(42b) Feasibility Analysis of Precombustion CO2 Capture in IGCC Power Plants Using MgO-Based Solid Sorbent

Climate Change, which has been associated with increasing concentration of greenhouse gases is regarded as one of the key environmental issues in the 21^st century. Carbon dioxide (CO₂) is the primary greenhouse gas emitted through human activities. Coal-fired power plants  still generate a major portion of electricity in the  U.S. and globally.and  national and global reliance on coal for electricity generation is expected to continue to be significant in the next several decades. Advanced coal based power generation technologies, such as Integrated Gasification Combined Cycles (IGCC) processes, are expected to be among the leading contenders for power generation because of their higher efficiencies, flexible products and potential environmental advantages compared to conventional coal combustion (pulverized coal) processes. The three general categories of CO₂ capture technologies that can be applied to coal-based power plants are pre-combustion, post combustion, and oxy-combustion. Pre-combustion technologies in IGCC processes involve separating CO₂ before the fuel is combusted. The high temperature of syngas in the outlet of gasifier suggests that MgO-based sorbents can be a good candidate for Carbon capture processes because its temperature-pressure equilibrium is in the operating range of industrial power plants. The syngas leaving the gasifier is cleaned up of other contaminants (Sulfur, particulates etc.) and then enters the carbon capture unit before entering to the turbines. This paper addresses the process design and economic feasibility of a Carbon Capture and Storage (CCS) process involving regenerable MgO-based sorbents for an IGCC power plant.

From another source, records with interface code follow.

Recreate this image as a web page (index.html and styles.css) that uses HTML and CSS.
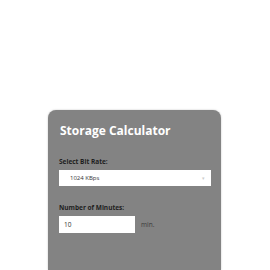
FILE: index.html
```html
<!DOCTYPE html>
<html lang="en">
<head>
    <meta charset="UTF-8">
    <title>Storage Calculator</title>
    <link rel="stylesheet" href="styles.css">
</head>
<body>
    <div class="calculator">
        <h2>Storage Calculator</h2>

        <div class="field">
            <label for="bitrate">Select Bit Rate:</label>
            <div class="select-box">
                <span>1024 KBps</span>
                <span class="arrow">&#9662;</span>
            </div>
        </div>

        <div class="field">
            <label for="minutes">Number of Minutes:</label>
            <div class="input-row">
                <input id="minutes" type="text" value="10">
                <span class="unit">min.</span>
            </div>
        </div>
    </div>
</body>
</html>
```

FILE: styles.css
```css
body {
    margin: 0;
    background: #ffffff;
    font-family: "Open Sans", "Liberation Sans", sans-serif;
    height: 270px;
    overflow: hidden;
}
.calculator {
    margin: 110px 0 0 48px;
    width: 173px;
    height: 160px;
    background: #838383;
    border-radius: 8px 8px 0 0;
    padding: 12px 10px 0 11px;
    box-sizing: border-box;
    box-shadow: 0 0 2px rgba(0, 0, 0, 0.25);
}
.calculator h2 {
    margin: 0 0 17px 1px;
    color: #ffffff;
    font-size: 12px;
    font-weight: 700;
    line-height: 18px;
}
.field {
    margin-bottom: 17px;
}
.field label {
    display: block;
    font-size: 6.5px;
    font-weight: 700;
    color: #1e1e1e;
    margin-bottom: 4px;
}
.select-box {
    display: flex;
    justify-content: space-between;
    align-items: center;
    background: #ffffff;
    height: 16px;
    padding: 0 6px 0 11px;
    font-size: 6px;
    color: #333333;
}
.select-box .arrow {
    color: #cccccc;
    font-size: 5px;
}
.input-row {
    display: flex;
    align-items: center;
    gap: 6px;
}
.input-row input {
    width: 76px;
    height: 17px;
    box-sizing: border-box;
    border: none;
    padding: 0 5px;
    font-family: inherit;
    font-size: 6.5px;
    color: #333333;
}
.unit {
    font-size: 6.5px;
    color: #3a3a3a;
}
```
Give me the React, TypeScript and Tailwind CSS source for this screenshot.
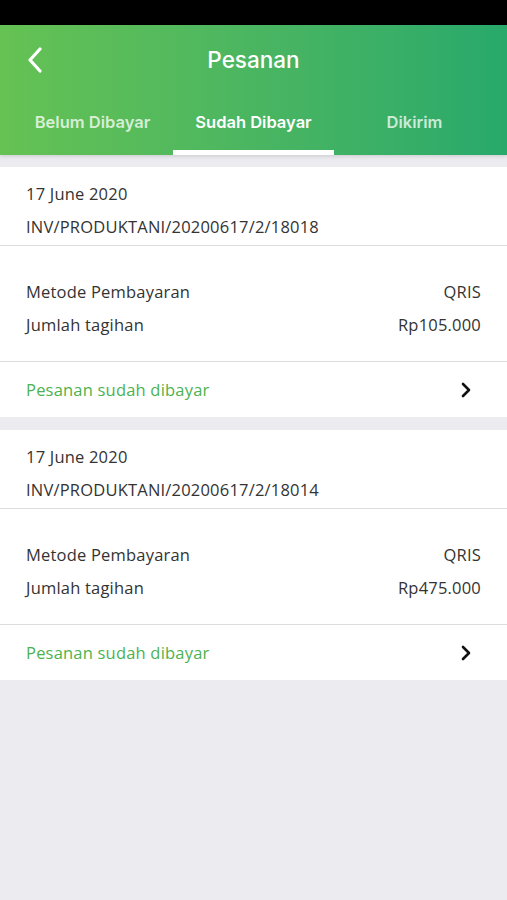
import React from "react";

function Chevron({ className }: { className?: string }) {
  return (
    <svg viewBox="0 0 10 16" className={className} fill="none" stroke="currentColor" strokeWidth={2.6} strokeLinecap="round" strokeLinejoin="round">
      <path d="M2 2 L8 8 L2 14" />
    </svg>
  );
}

function Card({ inv, amount }: { inv: string; amount: string }) {
  return (
    <div className="bg-white text-[16.5px] tracking-[0.2px] leading-[22px] text-[#333]">
      <div className="px-[26px] pt-[16px] pb-[7px] border-b border-[#dcdcdf] flex flex-col gap-[11px]">
        <div>17 June 2020</div>
        <div>{inv}</div>
      </div>
      <div className="px-[26px] pt-[35px] pb-[25px] border-b border-[#dcdcdf] flex flex-col gap-[11px]">
        <div className="flex justify-between">
          <span>Metode Pembayaran</span>
          <span>QRIS</span>
        </div>
        <div className="flex justify-between">
          <span>Jumlah tagihan</span>
          <span>{amount}</span>
        </div>
      </div>
      <div className="h-[55px] pl-[26px] pr-[36px] flex items-center justify-between">
        <span className="text-[#4db24f]">Pesanan sudah dibayar</span>
        <Chevron className="w-[10px] h-[16px] text-[#111]" />
      </div>
    </div>
  );
}

export default function App() {
  return (
    <div className="w-[507px] h-[900px] bg-[#ebebf0] flex flex-col" style={{ fontFamily: "'Open Sans', 'Noto Sans', sans-serif" }}>
      <div className="h-[25px] bg-black" />
      <div className="bg-gradient-to-r from-[#65c253] to-[#27a96b] shadow-[0_1px_4px_rgba(0,0,0,0.15)]">
        <div className="h-[70px] relative flex items-center justify-center">
          <svg viewBox="0 0 16 26" className="absolute left-[27px] top-[22px] w-[16px] h-[26px]" fill="none" stroke="white" strokeWidth={3.2} strokeLinecap="round" strokeLinejoin="round">
            <path d="M13 2 L3 13 L13 24" />
          </svg>
          <span className="text-white text-[22.5px] font-medium" style={{ fontFamily: "Inter, 'Liberation Sans', sans-serif" }}>Pesanan</span>
        </div>
        <div className="flex px-3 h-[60px]" style={{ fontFamily: "Inter, 'Liberation Sans', sans-serif" }}>
          <div className="flex-1 flex flex-col">
            <div className="h-[55px] flex items-center justify-center text-[16.5px] font-semibold text-white/75">Belum Dibayar</div>
          </div>
          <div className="flex-1 flex flex-col">
            <div className="h-[55px] flex items-center justify-center text-[16.5px] font-semibold text-white">Sudah Dibayar</div>
            <div className="h-[5px] bg-white" />
          </div>
          <div className="flex-1 flex flex-col">
            <div className="h-[55px] flex items-center justify-center text-[16.5px] font-semibold text-white/75">Dikirim</div>
          </div>
        </div>
      </div>
      <div className="flex flex-col gap-[13px] mt-[12px]">
        <Card inv="INV/PRODUKTANI/20200617/2/18018" amount="Rp105.000" />
        <Card inv="INV/PRODUKTANI/20200617/2/18014" amount="Rp475.000" />
      </div>
    </div>
  );
}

The process consists of several circulating fluidized beds (CFB) operating at elevated temperature and pressure, to capture CO₂ in a carbonator reactor and regenerate the sorbent in a fluidized bed regenerator.  A make-up stream also enters the system to compensate the sorbent degradation as it goes through carbonation/regeneration cycles. Cost analysis demonstrate the make-up flow rate is the major source of operating cost in such a system.